What to work on = Locate the lines of the listing below that hold "with", then copy each of them.

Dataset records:

==============================

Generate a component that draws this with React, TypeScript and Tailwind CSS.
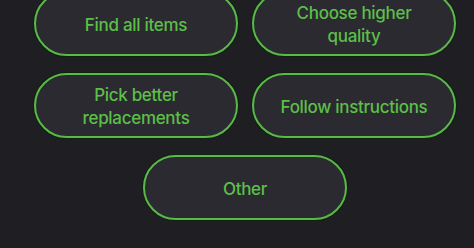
import React from "react";

const options = [
  "Find all items",
  "Choose higher quality",
  "Pick better replacements",
  "Follow instructions",
];

function Pill({ label }: { label: string }) {
  return (
    <button className="flex h-[65px] w-[204px] items-center justify-center rounded-full border-2 border-[#5cb84a] bg-[#2a2a30] px-3 pt-[3px] text-center text-[17px] font-medium leading-[23px] tracking-[-0.3px] text-[#5cbf48] shadow-[0_0_0_1px_#0c240c]">
      {label}
    </button>
  );
}

export default function App() {
  return (
    <div
      className="h-[248px] w-[474px] overflow-hidden bg-[#1e1e23]"
      style={{ fontFamily: "Inter, 'Noto Sans', sans-serif" }}>
      <div className="ml-[34px] mt-[-9px] flex w-[422px] flex-col items-center gap-[17px]">
        <div className="grid grid-cols-2 gap-x-[14px] gap-y-[17px]">
          <Pill label={options[0]} />
          <div className="flex">
            <button className="flex h-[65px] w-[204px] items-center justify-center rounded-full border-2 border-[#5cb84a] bg-[#2a2a30] px-10 pt-[3px] text-center text-[17px] font-medium leading-[23px] tracking-[-0.3px] text-[#5cbf48] shadow-[0_0_0_1px_#0c240c]">
              {options[1]}
            </button>
          </div>
          <Pill label={options[2]} />
          <Pill label={options[3]} />
        </div>
        <Pill label="Other" />
      </div>
    </div>
  );
}
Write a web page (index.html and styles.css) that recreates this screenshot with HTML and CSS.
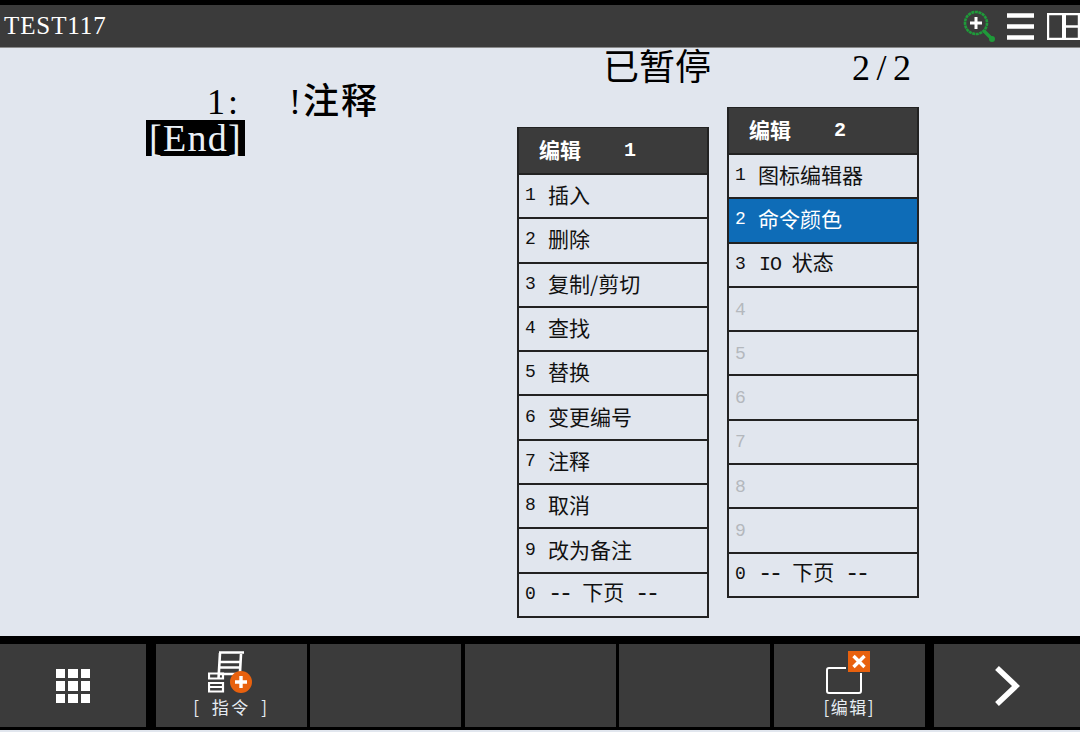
FILE: index.html
```html
<!DOCTYPE html>
<html lang="zh-CN">
<head>
<meta charset="utf-8">
<title>TEST117</title>
<link rel="stylesheet" href="styles.css">
</head>
<body>
<div class="screen">
  <header class="titlebar">
    <span class="title">TEST117</span>
    <div class="tools">
      <svg class="ico-zoom" width="36" height="36" viewBox="0 0 36 36"><circle cx="14" cy="14" r="11" fill="none" stroke="#1f9a3a" stroke-width="2.6" stroke-dasharray="3 .6"/><path d="M8 14h12M14 8v12" stroke="#fff" stroke-width="3"/><path d="M22 22l9 9" stroke="#1f9a3a" stroke-width="3.4"/><circle cx="30" cy="30" r="3" fill="#1f9a3a"/></svg>
      <svg class="ico-menu" width="27" height="27" viewBox="0 0 27 27"><path d="M0 2.5h27M0 13.5h27M0 24.5h27" stroke="#fff" stroke-width="4.4"/></svg>
      <svg class="ico-split" width="33" height="27" viewBox="0 0 33 27"><path d="M1 1h31v25H1zM19 13.500h13" fill="none" stroke="#fff" stroke-width="2.400"/><path d="M15 0h4v27h-4z" fill="#fff"/></svg>
    </div>
  </header>
  <main class="content">
    <section class="program">
      <div class="line"><span class="num">1:</span><span class="code">!注释</span></div>
      <div class="endline"><span class="end">[End]</span></div>
    </section>
    <section class="side">
      <div class="status"><span class="paused">已暂停</span><span class="page">2/2</span></div>
      <div class="menus">
        <div class="menu menu-low">
          <div class="menu-head"><span>编辑</span><span class="menu-no">1</span></div>
          <div class="row"><span class="n">1</span><span>插入</span></div>
          <div class="row"><span class="n">2</span><span>删除</span></div>
          <div class="row"><span class="n">3</span><span>复制/剪切</span></div>
          <div class="row"><span class="n">4</span><span>查找</span></div>
          <div class="row"><span class="n">5</span><span>替换</span></div>
          <div class="row"><span class="n">6</span><span>变更编号</span></div>
          <div class="row"><span class="n">7</span><span>注释</span></div>
          <div class="row"><span class="n">8</span><span>取消</span></div>
          <div class="row"><span class="n">9</span><span>改为备注</span></div>
          <div class="row"><span class="n">0</span><span><span class="dash dash-l">--</span> 下页 <span class="dash dash-r">--</span></span></div>
        </div>
        <div class="menu">
          <div class="menu-head"><span>编辑</span><span class="menu-no">2</span></div>
          <div class="row"><span class="n">1</span><span>图标编辑器</span></div>
          <div class="row active"><span class="n">2</span><span>命令颜色</span></div>
          <div class="row"><span class="n">3</span><span><span class="io">IO</span> 状态</span></div>
          <div class="row off"><span class="n">4</span></div>
          <div class="row off"><span class="n">5</span></div>
          <div class="row off"><span class="n">6</span></div>
          <div class="row off"><span class="n">7</span></div>
          <div class="row off"><span class="n">8</span></div>
          <div class="row off"><span class="n">9</span></div>
          <div class="row"><span class="n">0</span><span><span class="dash dash-l">--</span> 下页 <span class="dash dash-r">--</span></span></div>
        </div>
      </div>
    </section>
  </main>
  <footer class="softkeys">
    <div class="key key-first">
      <svg width="34" height="34" viewBox="0 0 34 34" fill="#fff"><path d="M0 0h9v9H0zM12 0h10v9H12zM25 0h9v9h-9zM0 12h9v10H0zM12 12h10v10H12zM25 12h9v10h-9zM0 25h9v9H0zM12 25h10v9H12zM25 25h9v9h-9z"/></svg>
    </div>
    <div class="key">
      <svg class="key-ico" width="46" height="46" viewBox="0 0 46 46"><path d="M11 1.500h25M10.500 28L12 2M11 11h21M11 16.500h21M10 23h22M33 3l-1 18" fill="none" stroke="#fff" stroke-width="2.600"/><path d="M1 22.500h14v5H1zM1 32h14v8.500H1zM1 36h14" fill="none" stroke="#fff" stroke-width="2.200"/><circle cx="33" cy="31" r="11" fill="#e8610e"/><path d="M27 31h12M33 25v12" stroke="#fff" stroke-width="3.400"/></svg>
      <span class="key-label wide">[ 指令 ]</span>
    </div>
    <div class="key"></div>
    <div class="key"></div>
    <div class="key"></div>
    <div class="key">
      <svg class="key-ico" width="46" height="46" viewBox="0 0 46 46"><path d="M20 17H3a2 2 0 0 0-2 2v21a2 2 0 0 0 2 2h30a2 2 0 0 0 2-2V22" fill="none" stroke="#fff" stroke-width="2"/><rect x="22" y="0" width="22" height="21" fill="#e8610e"/><path d="M27.500 5l11 11M38.500 5l-11 11" stroke="#fff" stroke-width="3.400"/></svg>
      <span class="key-label edit">[编辑]</span>
    </div>
    <div class="key key-last">
      <svg width="26" height="42" viewBox="0 0 26 42"><path d="M3 3l19 18L3 39" fill="none" stroke="#fff" stroke-width="5.500"/></svg>
    </div>
  </footer>
  <div class="base"></div>
</div>
</body>
</html>
```
FILE: styles.css
```css
* { box-sizing: border-box; }
html, body { margin: 0; padding: 0; }
body {
  width: 1080px;
  height: 732px;
  overflow: hidden;
  background: #e1e6ee;
  font-family: "Noto Sans CJK SC", sans-serif;
}
.screen { display: flex; flex-direction: column; height: 732px; }

.titlebar {
  flex: none;
  height: 48px;
  border-top: 5px solid #000;
  border-bottom: 1px solid #8a8a8a;
  background: #3b3b3b;
  display: flex;
  align-items: center;
  justify-content: space-between;
  padding-left: 4px;
}
.title {
  font-family: "Liberation Serif", serif;
  font-size: 25px;
  letter-spacing: 0.9px;
  color: #fff;
}
.tools { display: flex; align-items: center; }
.ico-zoom { margin-right: 9px; margin-top: 1px; }
.ico-menu { margin-right: 13px; }
.ico-split { margin-top: 1px; }

.content { flex: none; height: 588px; display: flex; justify-content: space-between; }
.program { padding: 37px 0 0 146px; font-family: "Liberation Serif", "Noto Sans CJK SC", serif; color: #000; }
.line { display: flex; font-size: 36px; line-height: 35px; height: 35px; padding-left: 61px; }
.num { width: 82px; letter-spacing: 3px; }
.code { white-space: nowrap; font-weight: 500; letter-spacing: 2px; }
.endline { display: flex; }
.end {
  display: block;
  background: #000;
  color: #eaf0f6;
  font-size: 38px;
  letter-spacing: 1.3px;
  line-height: 36px;
  height: 36px;
  width: 99px;
  text-align: center;
}

.side { width: 563px; padding-right: 161px; }
.status {
  font-family: "Liberation Serif", "Noto Sans CJK SC", serif;
  display: flex;
  height: 59px;
  padding-top: 1px;
  color: #000;
  font-size: 36px;
  line-height: 38px;
  margin-left: 86px;
}
.paused { width: 249px; }
.page { letter-spacing: 6.5px; white-space: nowrap; }

.menus { display: flex; align-items: flex-start; gap: 18px; width: 402px; }
.menu {
  width: 192px;
  height: 491px;
  border: 2px solid #222;
  border-top-width: 1px;
  display: flex;
  flex-direction: column;
  flex: none;
  background: #e1e6ee;
}
.menu-low { margin-top: 20px; }
.menu-head {
  flex: none;
  height: 45px;
  background: #3b3b3b;
  color: #fff;
  display: flex;
  align-items: center;
  padding: 0 0 4px 20px;
  font-size: 21px;
  font-weight: 700;
}
.menu-no { margin: 4px 0 0 43px; font-family: "Liberation Mono", monospace; font-size: 20px; }
.row {
  flex: 1;
  display: flex;
  align-items: center;
  border-top: 2px solid #222;
  font-size: 21px;
  line-height: 24px;
  color: #111;
  padding: 0 0 4px 6px;
  white-space: pre;
}
.n { width: 23px; flex: none; margin-top: 2px; font-family: "Liberation Mono", monospace; font-size: 18px; }
.dash { font-family: "Liberation Mono", monospace; font-size: 24px; letter-spacing: -3.6px; }
.dash-l { margin-right: 8px; }
.dash-r { margin-left: 6px; }
.io { font-family: "Liberation Mono", monospace; font-size: 20px; letter-spacing: -1px; margin: 0 6px 0 1px; }
.active { background: #0e6cb7; color: #fff; }
.off { color: #b4b8bd; }
.off .n { margin-top: 5px; }

.softkeys {
  flex: none;
  height: 94px;
  background: #000;
  border-top: 8px solid #000;
  border-bottom: 3px solid #000;
  display: flex;
  gap: 3.8px;
}
.key {
  width: 150.7px;
  background: #3b3b3b;
  display: flex;
  flex-direction: column;
  align-items: center;
  justify-content: center;
  color: #e6ecf2;
}
.key-first { width: 146px; margin-right: 6.2px; }
.key-last { flex: 1; margin-left: 5.5px; }
.key-ico { margin-top: 5px; }
.key-label { font-size: 17px; line-height: 17px; margin-top: 1px; margin-bottom: 11px; white-space: pre; }
.wide { letter-spacing: 2.5px; word-spacing: 4px; }
.edit { letter-spacing: 1.5px; }
.base { flex: 1; background: #e1e6ee; }
```
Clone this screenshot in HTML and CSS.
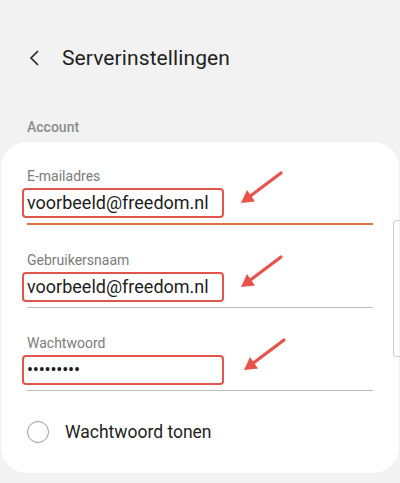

==============================

The solution =
Generate a component that draws this with React, TypeScript and Tailwind CSS.
Write a web page (index.html and styles.css) that recreates this screenshot with HTML and CSS.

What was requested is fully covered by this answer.